Ces derniers mois, il a été beaucoup question de la possibilité d’une union monétaire entre le Canada et les États-Unis. Divers scénarios ont été proposés pour mettre un tel changement en œuvre. Cependant, le public est souvent déconcerté car les spécialistes passent, sans le préciser, de l’un à l’autre des différents concepts d’union monétaire.

Une union monétaire avec les États-Unis nécessiterait strictement la création d’une nouvelle monnaie, comme « l’améro » proposé par le professeur Herbert Grubel, qui serait appelée à remplacer les dollars américain et canadien actuels. Cette option est généralement jugée irréaliste, étant donné le profond attachement des Américains à leur billet vert. Les deux pays pourraient cependant trouver une autre façon d’utiliser la même monnaie grâce à la « dollarisation ». Brièvement, cela veut dire que le Canada adopterait le dollar américain, comme certains pays (Panama et Liberia) l’ont déjà fait ou comme certains autres songent à le faire (Argentine). La dollarisation entraînerait la plus grande perte de souveraineté sur la politique monétaire canadienne.

La monnaie remplit trois fonctions : elle constitue une unité de compte, un intermédiaire pour les échanges et une réserve de valeur. Des régimes monétaires différents ont donc des effets différents sur ces fonctions.

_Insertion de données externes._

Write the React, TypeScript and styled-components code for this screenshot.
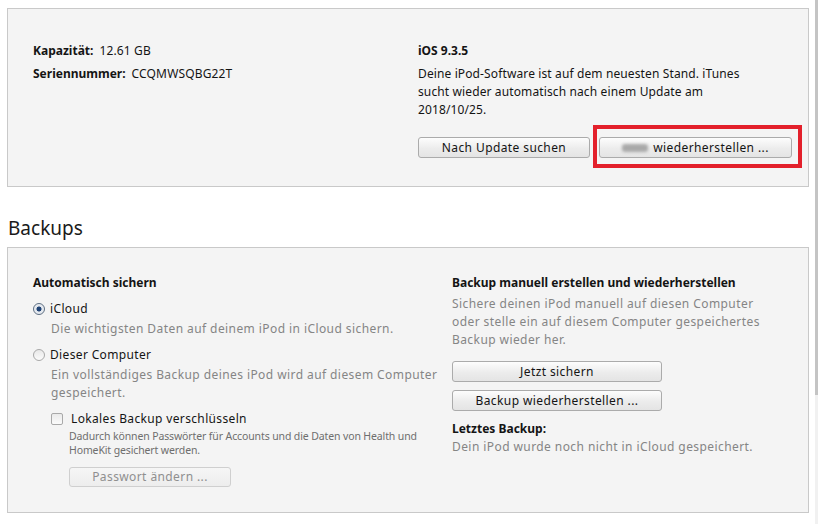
import React from "react";
import styled, { createGlobalStyle } from "styled-components";

const GlobalStyle = createGlobalStyle`
  html, body { margin: 0; padding: 0; background: #ffffff; }
  body {
    font-family: "Noto Sans", "Open Sans", sans-serif;
    font-size: 12px;
    color: #141414;
  }
  * { box-sizing: border-box; }
`;

const Page = styled.div`
  display: flex;
  width: 818px;
  height: 524px;
  overflow: hidden;
`;

const Content = styled.main`
  flex: 1;
  display: flex;
  flex-direction: column;
  padding: 8px 6px 0 7px;
`;

const Scrollbar = styled.div`
  width: 3px;
  display: flex;
  flex-direction: column;
`;

const Thumb = styled.div`
  height: 395px;
  background: #c4c4c4;
`;

const Track = styled.div`
  flex: 1;
  background: #f1f1f1;
`;

const Panel = styled.section<{ $height: number; $cols: string; $padTop: number }>`
  height: ${(p) => p.$height}px;
  background: #f4f4f4;
  border: 1px solid #c9c9c9;
  display: grid;
  grid-template-columns: ${(p) => p.$cols};
  align-items: start;
  padding: ${(p) => p.$padTop}px 0 0 25px;
`;

const Column = styled.div`
  display: flex;
  flex-direction: column;
  align-items: flex-start;
`;

const Line = styled.div<{ $mt?: number }>`
  line-height: 18px;
  margin-top: ${(p) => p.$mt ?? 0}px;
  white-space: nowrap;
  letter-spacing: 0.15px;
`;

const Label = styled.span`
  font-weight: 700;
  letter-spacing: 0;
  margin-right: 6px;
`;

const Title = styled.div<{ $mt?: number }>`
  font-weight: 700;
  line-height: 18px;
  margin-top: ${(p) => p.$mt ?? 0}px;
  white-space: nowrap;
`;

const Text = styled.p<{ $mt?: number; $indent?: number; $muted?: boolean }>`
  margin: ${(p) => p.$mt ?? 0}px 0 0 ${(p) => p.$indent ?? 0}px;
  line-height: 18px;
  letter-spacing: ${(p) => (p.$muted ? 0.42 : 0.12)}px;
  color: ${(p) => (p.$muted ? "#858585" : "#141414")};
  white-space: nowrap;
`;

const SmallText = styled.p<{ $mt?: number; $indent?: number }>`
  margin: ${(p) => p.$mt ?? 0}px 0 0 ${(p) => p.$indent ?? 0}px;
  font-size: 10.5px;
  letter-spacing: -0.12px;
  line-height: 14px;
  color: #6e6e6e;
  white-space: nowrap;
`;

const ButtonRow = styled.div<{ $mt?: number }>`
  display: flex;
  gap: 9px;
  margin-top: ${(p) => p.$mt ?? 0}px;
`;

const Button = styled.button<{ $w: number; $h?: number; $mt?: number; $ml?: number; $disabled?: boolean }>`
  width: ${(p) => p.$w}px;
  height: ${(p) => p.$h ?? 21}px;
  margin: ${(p) => p.$mt ?? 0}px 0 0 ${(p) => p.$ml ?? 0}px;
  padding: 0;
  font-family: inherit;
  font-size: 12px;
  letter-spacing: 0.4px;
  line-height: 1;
  color: ${(p) => (p.$disabled ? "#8f8f8f" : "#141414")};
  border: 1px solid ${(p) => (p.$disabled ? "#cfcfcf" : "#ababab")};
  border-radius: 3px;
  background: ${(p) =>
    p.$disabled
      ? "linear-gradient(#f6f6f6, #ededed)"
      : "linear-gradient(#fdfdfd, #ececec 55%, #e4e4e4)"};
  display: flex;
  align-items: center;
  justify-content: center;
  gap: 5px;
`;

const Blur = styled.span`
  display: inline-block;
  width: 26px;
  height: 8px;
  border-radius: 3px;
  background: #a9a9a9;
  filter: blur(1.8px);
`;

const Highlight = styled.div`
  position: relative;
  &::after {
    content: "";
    position: absolute;
    top: -12px;
    left: -6px;
    right: -10px;
    bottom: -10px;
    border: 4px solid #e3202b;
    pointer-events: none;
  }
`;

const Heading = styled.h2`
  margin: 28px 0 6px 1px;
  font-size: 19px;
  font-weight: 400;
  line-height: 26px;
  color: #1a1a1a;
`;

const OptionRow = styled.label<{ $mt?: number; $gap: number }>`
  display: flex;
  align-items: center;
  gap: ${(p) => p.$gap}px;
  margin-top: ${(p) => p.$mt ?? 0}px;
  line-height: 18px;
  letter-spacing: 0.35px;
  white-space: nowrap;
`;

const Radio = styled.span<{ $checked?: boolean }>`
  width: 12px;
  height: 12px;
  border-radius: 50%;
  border: 1px solid ${(p) => (p.$checked ? "#5d6e82" : "#a8a8a8")};
  background: ${(p) =>
    p.$checked
      ? "radial-gradient(circle, #1f4274 0 2.2px, #dfe4eb 2.8px, #f4f6f9 100%)"
      : "linear-gradient(#e8e8e8, #fbfbfb)"};
  flex: none;
`;

const Checkbox = styled.span<{ $ml?: number }>`
  width: 12px;
  height: 12px;
  margin-left: ${(p) => p.$ml ?? 0}px;
  border: 1px solid #a9a9a9;
  border-radius: 2px;
  background: linear-gradient(#eaeaea, #fbfbfb);
  flex: none;
`;

export default function App() {
  return (
    <>
      <GlobalStyle />
      <Page>
        <Content>
          <Panel $height={179} $padTop={33} $cols="385px 1fr">
            <Column>
              <Line>
                <Label>Kapazität:</Label>12.61 GB
              </Line>
              <Line $mt={5}>
                <Label>Seriennummer:</Label>CCQMWSQBG22T
              </Line>
            </Column>
            <Column>
              <Title>iOS 9.3.5</Title>
              <Text $mt={5}>
                Deine iPod-Software ist auf dem neuesten Stand. iTunes
                <br />
                sucht wieder automatisch nach einem Update am
                <br />
                2018/10/25.
              </Text>
              <ButtonRow $mt={18}>
                <Button $w={172}>Nach Update suchen</Button>
                <Highlight>
                  <Button $w={193}>
                    <Blur />
                    wiederherstellen ...
                  </Button>
                </Highlight>
              </ButtonRow>
            </Column>
          </Panel>

          <Heading>Backups</Heading>

          <Panel $height={266} $padTop={26} $cols="419px 1fr">
            <Column>
              <Title>Automatisch sichern</Title>
              <OptionRow $mt={8} $gap={5}>
                <Radio $checked />
                iCloud
              </OptionRow>
              <Text $mt={2} $indent={18} $muted>
                Die wichtigsten Daten auf deinem iPod in iCloud sichern.
              </Text>
              <OptionRow $mt={8} $gap={5}>
                <Radio />
                Dieser Computer
              </OptionRow>
              <Text $mt={2} $indent={18} $muted>
                Ein vollständiges Backup deines iPod wird auf diesem Computer
                <br />
                gespeichert.
              </Text>
              <OptionRow $mt={8} $gap={8}>
                <Checkbox $ml={18} />
                Lokales Backup verschlüsseln
              </OptionRow>
              <SmallText $mt={1} $indent={36}>
                Dadurch können Passwörter für Accounts und die Daten von Health und
                <br />
                HomeKit gesichert werden.
              </SmallText>
              <Button $w={162} $h={20} $mt={10} $ml={36} $disabled>
                Passwort ändern ...
              </Button>
            </Column>
            <Column>
              <Title>Backup manuell erstellen und wiederherstellen</Title>
              <Text $mt={3} $muted>
                Sichere deinen iPod manuell auf diesen Computer
                <br />
                oder stelle ein auf diesem Computer gespeichertes
                <br />
                Backup wieder her.
              </Text>
              <Button $w={210} $mt={12}>
                Jetzt sichern
              </Button>
              <Button $w={210} $mt={8}>
                Backup wiederherstellen ...
              </Button>
              <Title $mt={9}>Letztes Backup:</Title>
              <Text $muted>Dein iPod wurde noch nicht in iCloud gespeichert.</Text>
            </Column>
          </Panel>
        </Content>
        <Scrollbar>
          <Thumb />
          <Track />
        </Scrollbar>
      </Page>
    </>
  );
}
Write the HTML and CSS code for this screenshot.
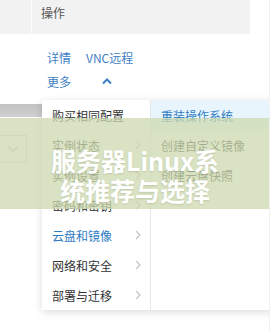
FILE: index.html
```html
<!DOCTYPE html>
<html lang="zh-CN">
<head>
  <meta charset="UTF-8">
  <meta name="viewport" content="width=device-width, initial-scale=1.0">
  <title>服务器Linux系统推荐与选择</title>
  <link rel="stylesheet" href="styles.css">
</head>
<body>
  <div id="page">
    <div class="table-head">
      <div class="cell-first"></div>
      <div class="cell-op">操作</div>
    </div>
    <div class="actions">
      <div class="action-row">
        <a class="link">详情</a>
        <a class="link">VNC远程</a>
      </div>
      <div class="action-row">
        <a class="link">更多</a>
        <svg class="chevron-up" width="12" height="8" viewBox="0 0 12 8">
          <polyline points="2,6.5 6,2.5 10,6.5" fill="none" stroke="#3f7fc4" stroke-width="2"/>
        </svg>
      </div>
    </div>
    <div class="scroll-band"></div>
    <div class="select-box">
      <svg width="12" height="8" viewBox="0 0 12 8">
        <polyline points="1.5,1.5 6,6 10.5,1.5" fill="none" stroke="#c4c4c4" stroke-width="1.3"/>
      </svg>
    </div>

    <!-- dropdown of "更多" -->
    <div id="dropdown">
      <ul class="menu-main">
        <li class="item">购买相同配置</li>
        <li class="item">实例状态<svg class="arrow" width="6" height="10" viewBox="0 0 6 10"><polyline points="1,1 5,5 1,9"/></svg></li>
        <li class="item">实例设置<svg class="arrow" width="6" height="10" viewBox="0 0 6 10"><polyline points="1,1 5,5 1,9"/></svg></li>
        <li class="item">密码和密钥<svg class="arrow" width="6" height="10" viewBox="0 0 6 10"><polyline points="1,1 5,5 1,9"/></svg></li>
        <li class="item active">云盘和镜像<svg class="arrow" width="6" height="10" viewBox="0 0 6 10"><polyline points="1,1 5,5 1,9"/></svg></li>
        <li class="item">网络和安全<svg class="arrow" width="6" height="10" viewBox="0 0 6 10"><polyline points="1,1 5,5 1,9"/></svg></li>
        <li class="item">部署与迁移<svg class="arrow" width="6" height="10" viewBox="0 0 6 10"><polyline points="1,1 5,5 1,9"/></svg></li>
      </ul>
      <ul class="menu-sub">
        <li class="item hover">重装操作系统</li>
        <li class="item">创建自定义镜像</li>
        <li class="item">创建云盘快照</li>
      </ul>
    </div>

    <div id="banner">服务器Linux系<br>统推荐与选择</div>
  </div>
</body>
</html>
```

FILE: styles.css
```css
body {
  margin: 0;
  background-color: #fff;
  font-family: "Noto Sans CJK SC", "Liberation Sans", sans-serif;
  font-size: 12px;
  color: #333;
}

#page {
  position: relative;
  width: 270px;
  height: 331px;
  overflow: hidden;
  border-right: 1px solid #f0f0f0;
  box-sizing: border-box;
}

.table-head {
  display: flex;
  width: 250px;
  height: 34px;
  background-color: #f2f2f2;
}

.cell-first {
  width: 31px;
  border-right: 1px solid #fbfbfb;
}

.cell-op {
  padding: 5px 0 0 9px;
  line-height: 16px;
  color: #555;
}

.actions {
  padding: 11px 0 0 47px;
}

.action-row {
  display: flex;
  align-items: center;
  height: 24px;
  gap: 15px;
}

.link {
  color: #3f7fc4;
  cursor: pointer;
}

.chevron-up {
  margin-left: 15px;
}

.scroll-band {
  margin-top: 11px;
  width: 50px;
  height: 13px;
  background: linear-gradient(#c2c2c2, #d0d0d0);
}

.select-box {
  display: flex;
  align-items: center;
  justify-content: center;
  margin: 18px 0 0 -1px;
  width: 28px;
  height: 28px;
  border: 1px solid #dcdcdc;
  box-sizing: border-box;
}

#dropdown {
  position: absolute;
  left: 42px;
  top: 100px;
  width: 240px;
  height: 210px;
  display: flex;
  background-color: #fff;
  box-shadow: 0 2px 8px rgba(0, 0, 0, 0.14);
}

#dropdown ul {
  list-style: none;
  margin: 0;
  padding: 0;
}

.menu-main {
  width: 108px;
}

.menu-sub {
  flex: 1;
  border-left: 1px solid #e6e6e6;
}

.item {
  display: flex;
  align-items: center;
  justify-content: space-between;
  height: 30px;
  padding: 0 9px 0 10px;
  color: #333;
  white-space: nowrap;
}

.item.active {
  color: #2e7cc4;
}

.item.hover {
  background-color: #e9f5fd;
  color: #2e7cc4;
}

.arrow polyline {
  fill: none;
  stroke: #c6c6c6;
  stroke-width: 1.3;
}

#banner {
  position: absolute;
  left: 0;
  top: 118px;
  width: 270px;
  height: 91px;
  padding-top: 27px;
  box-sizing: border-box;
  background-color: rgba(204, 218, 175, 0.75);
  color: #fff;
  font-size: 25px;
  font-weight: bold;
  line-height: 30px;
  text-align: center;
  text-shadow: 0 1px 2px rgba(0, 0, 0, 0.12);
}
```
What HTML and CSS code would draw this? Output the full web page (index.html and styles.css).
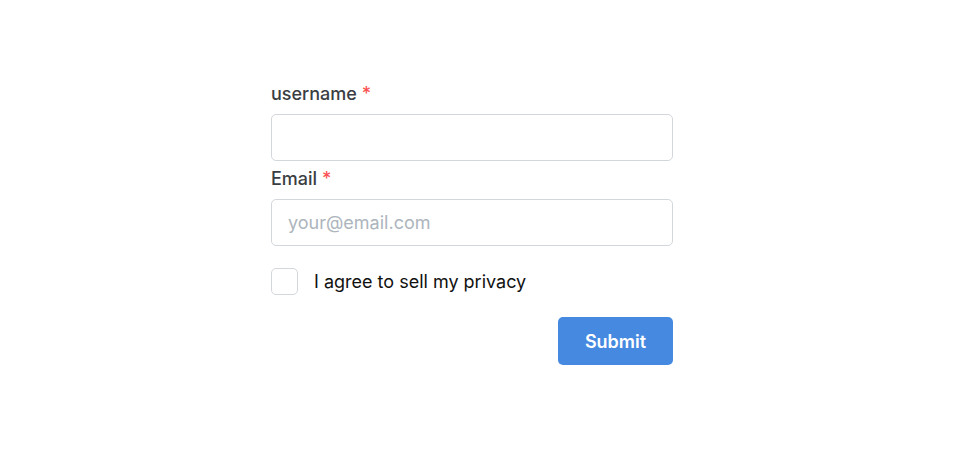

Arguments en faveur d’une union monétaire entre le Canada et les États-Unis

Le Canada et les États-Unis ont déjà conclu un accord sur les échanges commerciaux appelé l’Accord de libre-échange (ALÉ), qui englobe maintenant le Mexique (ALÉNA). Cet accord, conjointement avec le développement d’une intégration économique très poussée entre les deux pays, a énormément accru le volume des échanges au cours des dix dernières années. Une monnaie commune éliminerait de nombreux irritants et l’incertitude liée au taux de change flottant; elle contribuerait par conséquent à réduire les coûts découlant de cette incertitude. En fait, beaucoup soutiennent qu’une monnaie commune serait un bon complément à l’ALÉNA et qu’elle accroîtrait les avantages de cet accord.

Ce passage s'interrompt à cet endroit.